» **EXERCISE AIM**
Reply with one number only: the count of lines below that contain the word "styles".

» **THE RECORDS**
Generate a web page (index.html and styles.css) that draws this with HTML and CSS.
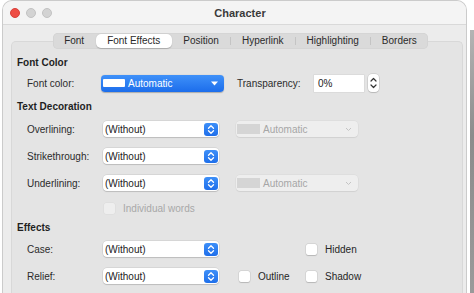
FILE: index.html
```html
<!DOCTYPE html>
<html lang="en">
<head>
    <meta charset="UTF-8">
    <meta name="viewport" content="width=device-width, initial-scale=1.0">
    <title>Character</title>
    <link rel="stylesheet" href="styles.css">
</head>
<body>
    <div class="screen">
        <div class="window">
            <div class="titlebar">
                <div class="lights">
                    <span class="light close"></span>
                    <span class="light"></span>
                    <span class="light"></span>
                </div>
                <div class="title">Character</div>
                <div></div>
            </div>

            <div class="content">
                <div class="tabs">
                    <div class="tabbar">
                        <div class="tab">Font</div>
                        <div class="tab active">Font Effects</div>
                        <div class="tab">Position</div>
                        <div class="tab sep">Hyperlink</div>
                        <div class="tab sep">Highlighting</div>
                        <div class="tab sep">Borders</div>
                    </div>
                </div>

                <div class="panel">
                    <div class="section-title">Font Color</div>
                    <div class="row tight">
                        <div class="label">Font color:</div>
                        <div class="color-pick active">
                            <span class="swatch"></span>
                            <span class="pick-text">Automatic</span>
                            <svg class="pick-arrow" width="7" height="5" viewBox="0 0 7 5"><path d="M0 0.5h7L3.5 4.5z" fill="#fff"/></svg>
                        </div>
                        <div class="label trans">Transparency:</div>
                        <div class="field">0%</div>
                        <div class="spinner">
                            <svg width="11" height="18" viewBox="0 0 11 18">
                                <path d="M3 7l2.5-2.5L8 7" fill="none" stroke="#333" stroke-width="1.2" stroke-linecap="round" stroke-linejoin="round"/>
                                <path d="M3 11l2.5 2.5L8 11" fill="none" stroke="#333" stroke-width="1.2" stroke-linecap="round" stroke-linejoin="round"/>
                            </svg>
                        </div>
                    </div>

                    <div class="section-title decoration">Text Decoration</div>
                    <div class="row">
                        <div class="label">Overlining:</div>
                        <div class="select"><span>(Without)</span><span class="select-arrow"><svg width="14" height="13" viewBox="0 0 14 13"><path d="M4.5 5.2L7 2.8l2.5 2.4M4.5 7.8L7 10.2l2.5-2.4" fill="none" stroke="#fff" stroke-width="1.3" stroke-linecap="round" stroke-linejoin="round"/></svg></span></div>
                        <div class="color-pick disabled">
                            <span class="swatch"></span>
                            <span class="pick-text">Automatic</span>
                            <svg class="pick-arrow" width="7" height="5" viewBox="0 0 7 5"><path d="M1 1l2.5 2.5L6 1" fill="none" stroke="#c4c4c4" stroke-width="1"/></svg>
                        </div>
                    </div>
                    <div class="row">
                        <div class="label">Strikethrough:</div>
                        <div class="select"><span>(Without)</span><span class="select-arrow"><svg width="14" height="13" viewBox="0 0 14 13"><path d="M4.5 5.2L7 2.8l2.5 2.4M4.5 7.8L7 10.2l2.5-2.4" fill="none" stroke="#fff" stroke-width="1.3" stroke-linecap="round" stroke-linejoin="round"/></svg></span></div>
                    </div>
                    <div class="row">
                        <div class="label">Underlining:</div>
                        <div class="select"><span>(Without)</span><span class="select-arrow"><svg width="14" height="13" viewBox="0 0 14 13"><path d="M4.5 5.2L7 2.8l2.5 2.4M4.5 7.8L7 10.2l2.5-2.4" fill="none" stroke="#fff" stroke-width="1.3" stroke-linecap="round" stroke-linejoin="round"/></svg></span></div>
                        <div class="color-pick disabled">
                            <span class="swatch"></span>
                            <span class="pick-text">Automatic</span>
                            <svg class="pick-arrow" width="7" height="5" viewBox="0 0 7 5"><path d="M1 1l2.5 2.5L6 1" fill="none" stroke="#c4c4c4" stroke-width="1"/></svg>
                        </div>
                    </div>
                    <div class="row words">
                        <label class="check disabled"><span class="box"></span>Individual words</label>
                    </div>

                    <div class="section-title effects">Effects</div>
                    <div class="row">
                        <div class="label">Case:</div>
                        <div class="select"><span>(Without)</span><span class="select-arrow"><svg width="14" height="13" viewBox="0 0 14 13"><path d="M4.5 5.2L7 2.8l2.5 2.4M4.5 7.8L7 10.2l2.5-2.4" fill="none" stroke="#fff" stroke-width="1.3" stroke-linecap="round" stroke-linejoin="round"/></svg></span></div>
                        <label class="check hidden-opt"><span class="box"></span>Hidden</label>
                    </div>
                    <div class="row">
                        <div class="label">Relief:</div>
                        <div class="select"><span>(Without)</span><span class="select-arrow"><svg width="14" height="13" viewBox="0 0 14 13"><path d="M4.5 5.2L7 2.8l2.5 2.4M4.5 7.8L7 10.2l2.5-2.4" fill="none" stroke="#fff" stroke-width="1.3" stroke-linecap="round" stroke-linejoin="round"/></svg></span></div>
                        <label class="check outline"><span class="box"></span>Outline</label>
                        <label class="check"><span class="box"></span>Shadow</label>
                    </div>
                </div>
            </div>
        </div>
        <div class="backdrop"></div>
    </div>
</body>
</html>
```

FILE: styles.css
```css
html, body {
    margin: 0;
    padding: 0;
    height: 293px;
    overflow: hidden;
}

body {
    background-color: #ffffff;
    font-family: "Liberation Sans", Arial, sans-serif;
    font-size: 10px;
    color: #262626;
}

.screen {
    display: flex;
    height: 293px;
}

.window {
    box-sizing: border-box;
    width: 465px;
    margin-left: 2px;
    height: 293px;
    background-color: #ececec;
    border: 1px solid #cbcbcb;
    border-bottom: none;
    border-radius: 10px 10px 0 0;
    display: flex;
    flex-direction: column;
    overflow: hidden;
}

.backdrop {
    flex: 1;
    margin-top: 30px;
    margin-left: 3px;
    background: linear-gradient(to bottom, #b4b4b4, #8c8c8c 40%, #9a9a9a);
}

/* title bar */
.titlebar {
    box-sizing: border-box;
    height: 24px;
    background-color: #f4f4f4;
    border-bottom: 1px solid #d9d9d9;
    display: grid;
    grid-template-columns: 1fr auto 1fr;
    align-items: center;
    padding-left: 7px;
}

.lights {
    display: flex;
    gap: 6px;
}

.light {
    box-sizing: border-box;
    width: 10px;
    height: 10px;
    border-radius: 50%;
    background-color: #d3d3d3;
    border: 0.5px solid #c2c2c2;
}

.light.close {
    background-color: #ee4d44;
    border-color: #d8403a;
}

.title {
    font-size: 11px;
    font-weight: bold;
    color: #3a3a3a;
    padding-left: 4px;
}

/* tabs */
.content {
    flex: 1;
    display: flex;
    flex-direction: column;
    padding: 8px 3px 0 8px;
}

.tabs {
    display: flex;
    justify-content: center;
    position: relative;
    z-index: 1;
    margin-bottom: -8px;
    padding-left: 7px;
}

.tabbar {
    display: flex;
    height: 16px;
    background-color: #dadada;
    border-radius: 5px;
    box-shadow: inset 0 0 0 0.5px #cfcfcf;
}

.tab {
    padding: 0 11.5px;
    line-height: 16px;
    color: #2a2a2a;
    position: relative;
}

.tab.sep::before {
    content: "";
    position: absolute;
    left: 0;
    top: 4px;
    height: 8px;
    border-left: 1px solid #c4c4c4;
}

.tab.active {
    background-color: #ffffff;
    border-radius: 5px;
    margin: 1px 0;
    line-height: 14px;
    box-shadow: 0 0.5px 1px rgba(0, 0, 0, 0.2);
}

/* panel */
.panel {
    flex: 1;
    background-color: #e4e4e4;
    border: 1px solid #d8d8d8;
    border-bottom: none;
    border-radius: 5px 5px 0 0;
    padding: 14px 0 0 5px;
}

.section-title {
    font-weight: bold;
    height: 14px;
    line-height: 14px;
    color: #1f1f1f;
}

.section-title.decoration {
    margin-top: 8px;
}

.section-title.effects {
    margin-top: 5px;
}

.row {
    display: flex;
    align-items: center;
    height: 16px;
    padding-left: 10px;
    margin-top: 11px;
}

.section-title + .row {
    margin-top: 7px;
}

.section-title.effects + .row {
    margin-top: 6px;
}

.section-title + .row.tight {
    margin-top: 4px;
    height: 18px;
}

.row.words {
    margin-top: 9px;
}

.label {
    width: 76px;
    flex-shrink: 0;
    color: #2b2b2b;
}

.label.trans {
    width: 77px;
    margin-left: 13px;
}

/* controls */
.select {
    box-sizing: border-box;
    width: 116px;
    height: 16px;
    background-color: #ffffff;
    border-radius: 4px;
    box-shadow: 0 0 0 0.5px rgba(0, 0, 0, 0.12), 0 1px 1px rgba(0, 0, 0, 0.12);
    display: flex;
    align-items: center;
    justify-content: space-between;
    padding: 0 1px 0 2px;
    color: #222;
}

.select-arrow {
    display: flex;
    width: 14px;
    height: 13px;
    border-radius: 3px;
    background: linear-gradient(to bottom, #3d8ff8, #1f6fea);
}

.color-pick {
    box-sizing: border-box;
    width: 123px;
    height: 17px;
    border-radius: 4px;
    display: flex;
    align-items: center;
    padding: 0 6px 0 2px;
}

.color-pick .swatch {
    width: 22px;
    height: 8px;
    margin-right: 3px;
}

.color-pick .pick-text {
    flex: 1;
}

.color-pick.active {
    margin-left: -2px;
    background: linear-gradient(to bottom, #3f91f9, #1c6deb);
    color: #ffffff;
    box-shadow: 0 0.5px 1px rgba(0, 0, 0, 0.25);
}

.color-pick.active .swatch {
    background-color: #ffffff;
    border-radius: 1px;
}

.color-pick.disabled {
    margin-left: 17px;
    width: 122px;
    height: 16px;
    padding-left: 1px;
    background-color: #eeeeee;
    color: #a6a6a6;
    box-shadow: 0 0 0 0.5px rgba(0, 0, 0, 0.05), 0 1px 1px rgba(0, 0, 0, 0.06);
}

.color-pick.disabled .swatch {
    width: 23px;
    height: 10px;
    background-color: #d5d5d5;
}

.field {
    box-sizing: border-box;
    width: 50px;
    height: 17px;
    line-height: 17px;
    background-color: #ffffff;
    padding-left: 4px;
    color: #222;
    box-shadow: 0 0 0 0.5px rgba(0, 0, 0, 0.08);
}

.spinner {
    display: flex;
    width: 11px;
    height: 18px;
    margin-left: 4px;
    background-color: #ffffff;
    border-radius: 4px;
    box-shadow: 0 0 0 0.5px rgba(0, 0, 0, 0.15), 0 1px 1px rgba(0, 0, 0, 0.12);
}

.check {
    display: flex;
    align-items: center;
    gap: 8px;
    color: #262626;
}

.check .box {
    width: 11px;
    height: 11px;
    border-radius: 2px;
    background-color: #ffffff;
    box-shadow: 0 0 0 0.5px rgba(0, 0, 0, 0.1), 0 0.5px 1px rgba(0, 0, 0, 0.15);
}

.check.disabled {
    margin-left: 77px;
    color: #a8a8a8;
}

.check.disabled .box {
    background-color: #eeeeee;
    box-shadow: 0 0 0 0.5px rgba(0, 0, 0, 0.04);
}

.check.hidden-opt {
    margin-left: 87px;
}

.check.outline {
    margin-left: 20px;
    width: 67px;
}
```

--

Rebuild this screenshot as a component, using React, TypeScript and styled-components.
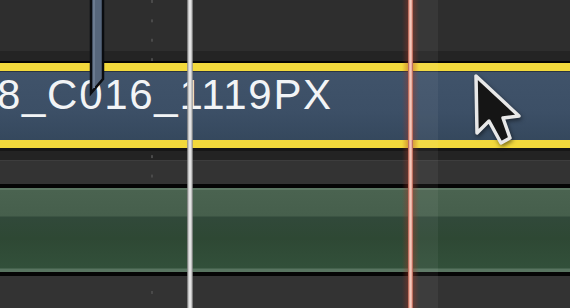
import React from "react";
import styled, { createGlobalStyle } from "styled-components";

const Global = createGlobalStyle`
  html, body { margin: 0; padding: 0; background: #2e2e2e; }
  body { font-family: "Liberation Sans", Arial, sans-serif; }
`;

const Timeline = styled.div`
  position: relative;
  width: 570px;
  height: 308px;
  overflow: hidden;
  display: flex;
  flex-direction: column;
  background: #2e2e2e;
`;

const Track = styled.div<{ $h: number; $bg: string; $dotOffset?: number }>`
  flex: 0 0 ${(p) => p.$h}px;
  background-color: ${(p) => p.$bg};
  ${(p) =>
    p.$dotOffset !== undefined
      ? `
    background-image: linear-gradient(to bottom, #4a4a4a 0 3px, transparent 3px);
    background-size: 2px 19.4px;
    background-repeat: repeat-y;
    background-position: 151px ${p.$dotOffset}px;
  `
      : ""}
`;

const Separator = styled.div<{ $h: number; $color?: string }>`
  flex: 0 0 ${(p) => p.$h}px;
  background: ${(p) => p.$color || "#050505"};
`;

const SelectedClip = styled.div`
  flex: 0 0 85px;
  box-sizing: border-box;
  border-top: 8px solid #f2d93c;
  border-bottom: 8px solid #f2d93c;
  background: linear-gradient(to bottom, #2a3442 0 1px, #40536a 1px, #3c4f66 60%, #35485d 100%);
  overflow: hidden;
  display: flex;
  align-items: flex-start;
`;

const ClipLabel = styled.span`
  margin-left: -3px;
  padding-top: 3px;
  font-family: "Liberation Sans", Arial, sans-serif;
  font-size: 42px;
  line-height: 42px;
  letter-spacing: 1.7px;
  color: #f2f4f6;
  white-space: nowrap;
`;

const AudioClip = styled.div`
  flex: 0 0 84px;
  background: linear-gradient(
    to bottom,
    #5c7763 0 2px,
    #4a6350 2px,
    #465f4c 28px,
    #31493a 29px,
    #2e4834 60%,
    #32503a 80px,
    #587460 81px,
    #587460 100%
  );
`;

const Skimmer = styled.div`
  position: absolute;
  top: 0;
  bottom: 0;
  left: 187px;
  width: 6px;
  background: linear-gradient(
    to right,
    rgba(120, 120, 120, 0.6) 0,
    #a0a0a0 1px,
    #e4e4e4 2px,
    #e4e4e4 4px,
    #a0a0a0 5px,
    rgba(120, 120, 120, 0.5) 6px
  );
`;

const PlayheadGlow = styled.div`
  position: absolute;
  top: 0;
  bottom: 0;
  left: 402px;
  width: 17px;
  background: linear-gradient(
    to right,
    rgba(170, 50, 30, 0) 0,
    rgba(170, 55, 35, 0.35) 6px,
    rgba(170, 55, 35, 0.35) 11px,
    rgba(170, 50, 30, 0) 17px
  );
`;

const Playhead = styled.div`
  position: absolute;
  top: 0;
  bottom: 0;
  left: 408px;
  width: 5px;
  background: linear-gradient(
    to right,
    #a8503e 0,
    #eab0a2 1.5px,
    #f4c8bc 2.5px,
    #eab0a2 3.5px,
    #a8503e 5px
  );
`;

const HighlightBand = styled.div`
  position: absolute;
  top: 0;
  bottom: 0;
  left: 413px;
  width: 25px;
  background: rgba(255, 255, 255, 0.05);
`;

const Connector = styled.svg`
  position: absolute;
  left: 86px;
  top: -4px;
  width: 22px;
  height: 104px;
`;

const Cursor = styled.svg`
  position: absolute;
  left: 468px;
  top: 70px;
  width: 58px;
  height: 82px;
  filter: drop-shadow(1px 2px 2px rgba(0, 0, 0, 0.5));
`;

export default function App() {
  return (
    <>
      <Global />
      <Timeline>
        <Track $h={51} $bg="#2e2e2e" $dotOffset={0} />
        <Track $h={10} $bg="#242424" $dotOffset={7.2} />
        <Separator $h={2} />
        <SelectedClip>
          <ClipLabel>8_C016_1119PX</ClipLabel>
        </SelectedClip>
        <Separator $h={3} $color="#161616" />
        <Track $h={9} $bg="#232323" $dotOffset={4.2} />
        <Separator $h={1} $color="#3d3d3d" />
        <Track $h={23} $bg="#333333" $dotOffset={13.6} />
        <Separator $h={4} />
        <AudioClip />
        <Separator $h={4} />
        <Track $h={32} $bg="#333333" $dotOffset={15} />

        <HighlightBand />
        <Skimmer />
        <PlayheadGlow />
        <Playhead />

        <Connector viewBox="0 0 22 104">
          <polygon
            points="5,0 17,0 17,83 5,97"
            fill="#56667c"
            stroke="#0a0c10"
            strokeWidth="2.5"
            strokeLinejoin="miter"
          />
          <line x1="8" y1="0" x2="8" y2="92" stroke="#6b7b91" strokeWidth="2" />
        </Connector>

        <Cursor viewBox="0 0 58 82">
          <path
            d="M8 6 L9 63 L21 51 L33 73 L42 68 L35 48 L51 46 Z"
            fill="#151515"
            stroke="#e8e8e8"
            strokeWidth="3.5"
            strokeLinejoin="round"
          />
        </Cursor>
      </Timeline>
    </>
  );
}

» **ANSWER TO THIS TASK**
3